I’d love to have something like an “indents.scm” that could be used across editors, unfortunately the built-in Emacs tree-sitter support does not use “indents.scm files”, it uses it’s own format…which I think is a double-edged sword. On one hand, it seems like re-inventing the wheel if an indentation rules file already exists, but on the other hand it allows the Emacs modes to add in their own processing, which isn’t constrained by the limitations of the “indents.scm” format. I haven’t looked at the “indents.scm” format in-depth to know what those limitations are, since it was never available for Emacs, so maybe it’s very powerful, I’m not sure. Maybe you can share what you’ve observed.
One of the big issues I’d encountered, and which I experimented with for a long time while working on indentation for gpr-ts-mode
, was handling invalid syntax. The tree-sitter based indentation rules are fine when you have valid syntax, but when there is a syntax error near the indentation point, it becomes much more problematic. The tree-sitter library will choose to create ERROR nodes, or the parents will be ERROR nodes, or a sibling will be an ERROR node, and then the syntax tree with the ERROR nodes will not look like you’d expect and your rules will no longer match. Trying to write rules including ERROR nodes can be very brittle. Furthermore, I ran into issues when the tree-sitter library was inserting missing nodes into the syntax tree as part of it’s recovery algorithm, but it wouldn’t let me access the next sibling after a node it had inserted itself. That was probably a bug in the library, but all of this just led me to give up on trying to use the syntax tree at all when there was any kind of ERROR node around the desired indentation location.

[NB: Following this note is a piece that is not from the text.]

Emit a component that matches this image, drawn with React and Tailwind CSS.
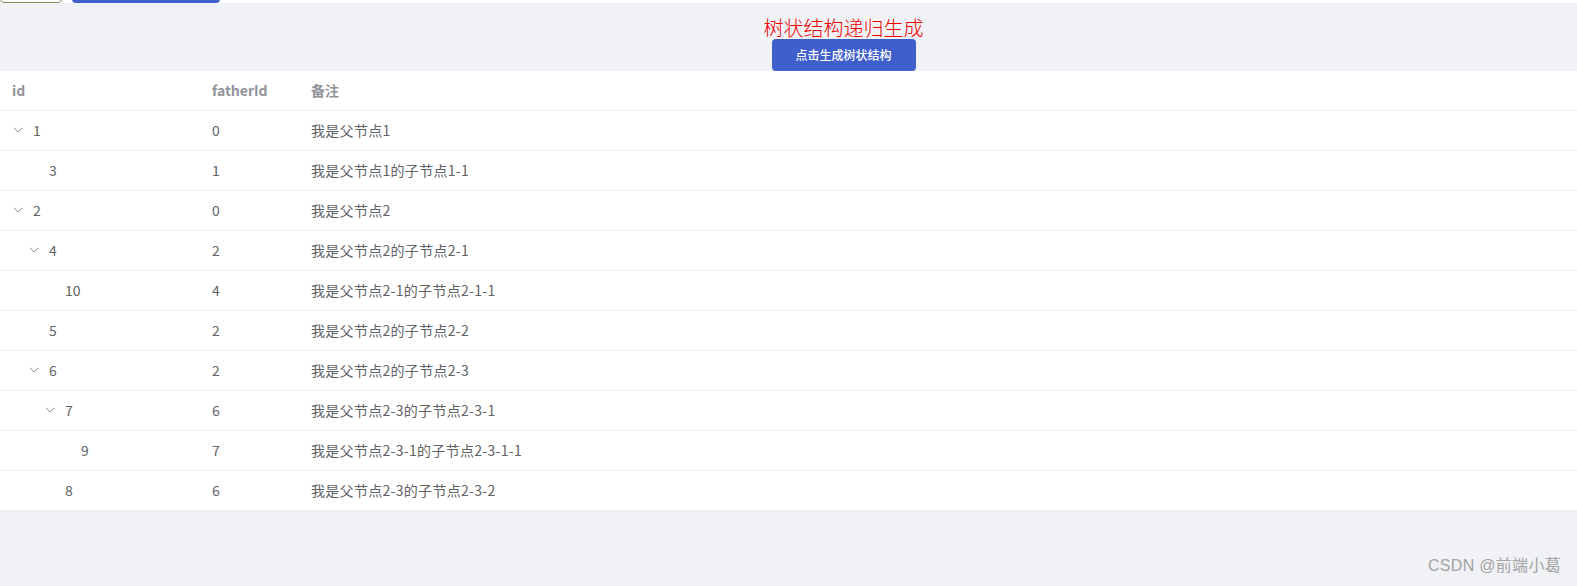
import React from "react";

const rows = [
  { id: 1, fatherId: 0, remark: "我是父节点1", level: 0, hasChildren: true },
  { id: 3, fatherId: 1, remark: "我是父节点1的子节点1-1", level: 1 },
  { id: 2, fatherId: 0, remark: "我是父节点2", level: 0, hasChildren: true },
  { id: 4, fatherId: 2, remark: "我是父节点2的子节点2-1", level: 1, hasChildren: true },
  { id: 10, fatherId: 4, remark: "我是父节点2-1的子节点2-1-1", level: 2 },
  { id: 5, fatherId: 2, remark: "我是父节点2的子节点2-2", level: 1 },
  { id: 6, fatherId: 2, remark: "我是父节点2的子节点2-3", level: 1, hasChildren: true },
  { id: 7, fatherId: 6, remark: "我是父节点2-3的子节点2-3-1", level: 2, hasChildren: true },
  { id: 9, fatherId: 7, remark: "我是父节点2-3-1的子节点2-3-1-1", level: 3 },
  { id: 8, fatherId: 6, remark: "我是父节点2-3的子节点2-3-2", level: 2 },
];

// small chevron used by the tree toggle
const Arrow = () => (
  <svg width="10" height="6" viewBox="0 0 10 6" className="block">
    <path d="M0.8 0.8 L5 5 L9.2 0.8" fill="none" stroke="#909399" strokeWidth="1" />
  </svg>
);

const App = () => {
  return (
    <div
      className="min-h-screen bg-[#f0f2f5] flex flex-col"
      style={{ fontFamily: '"Noto Sans CJK SC", "Open Sans", sans-serif' }}
    >
      {/* cropped toolbar at the very top */}
      <div className="h-[3px] bg-white overflow-hidden flex items-end gap-[10px] shrink-0">
        <button className="w-[62px] h-[30px] border border-[#8c8c63] rounded-[4px] bg-white shrink-0" />
        <button className="w-[148px] h-[30px] rounded-[4px] bg-[#3f5fcc] shrink-0" />
      </div>

      <div className="flex flex-col items-center pt-[13px] pl-[110px] shrink-0">
        <h2 className="text-[20px] leading-[23px] text-[#ee0000] font-light">树状结构递归生成</h2>
        <button className="h-[32px] w-[144px] rounded-[4px] bg-[#3f5fcc] text-white text-[12px] font-medium">
          点击生成树状结构
        </button>
      </div>

      <table className="w-full bg-white border-collapse text-[14px] shrink-0">
        <thead>
          <tr className="h-[39px] border-b border-[#ebeef5] text-[#909399] font-bold text-left">
            <th className="w-[200px] pl-[12px] font-bold">id</th>
            <th className="w-[100px] pl-[12px] font-bold">fatherId</th>
            <th className="pl-[11px] font-bold">备注</th>
          </tr>
        </thead>
        <tbody>
          {rows.map((row) => (
            <tr key={row.id} className="h-[40px] border-b border-[#ebeef5] text-[#606266]">
              <td className="pl-[12px]">
                <div className="flex items-center" style={{ paddingLeft: row.level * 16 }}>
                  <span className="w-[21px] flex items-center pl-[1px]">
                    {row.hasChildren && <Arrow />}
                  </span>
                  <span>{row.id}</span>
                </div>
              </td>
              <td className="pl-[12px]">{row.fatherId}</td>
              <td className="pl-[11px] tracking-[0.3px]">{row.remark}</td>
            </tr>
          ))}
        </tbody>
      </table>

      <div className="flex-1 flex justify-end items-end pr-[16px] pb-[8px]">
        <span
          className="text-[16px] tracking-[0.3px] text-[#a3a3a3]"
          style={{ fontFamily: '"Liberation Sans", "Noto Sans CJK SC", sans-serif' }}
        >
          CSDN @前端小葛
        </span>
      </div>
    </div>
  );
};

export default App;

Instead, when I detect ERROR nodes in the vicinity of the indentation point (node itself, parent node, sibling node, etc.) I use a heuristic approach, looking for keywords, punctuation (e.g., comma, semi-colon), etc. in the buffer near the node to help guide the indentation. There was a lot of trial and error to get something that was robust with gpr-ts-mode
, but what I have now seems to work quite well. When indentation is requested, the mode will seamlessly determine whether to use rules-based indentation or heuristic-based indentation, depending on the presence of ERROR nodes near the indentation location. Furthermore, when a line indentation is attempted and there are no ERROR nodes around it (i.e., when I can use rules-based indentation), I expand the indentation to the nearest declaration (although this can be disabled if desired), so that it will correct any indentation in the declaration caused by the heuristic approach.
At this point, I’m pretty happy with the gpr-ts-mode
indentation (and am attempting to use this approach with the ada-ts-mode
indentation). I don’t know how you could describe that in an editor-independent fashion that could be shared. I’d love if there were a way though, but so far I have not seen anyone do this. Very seldom do I even see indentation rules that account for ERROR nodes at all, which can cause indentation to annoyingly jump around while you’re typing, which is what I originally had, and was not an enjoyable experience at all.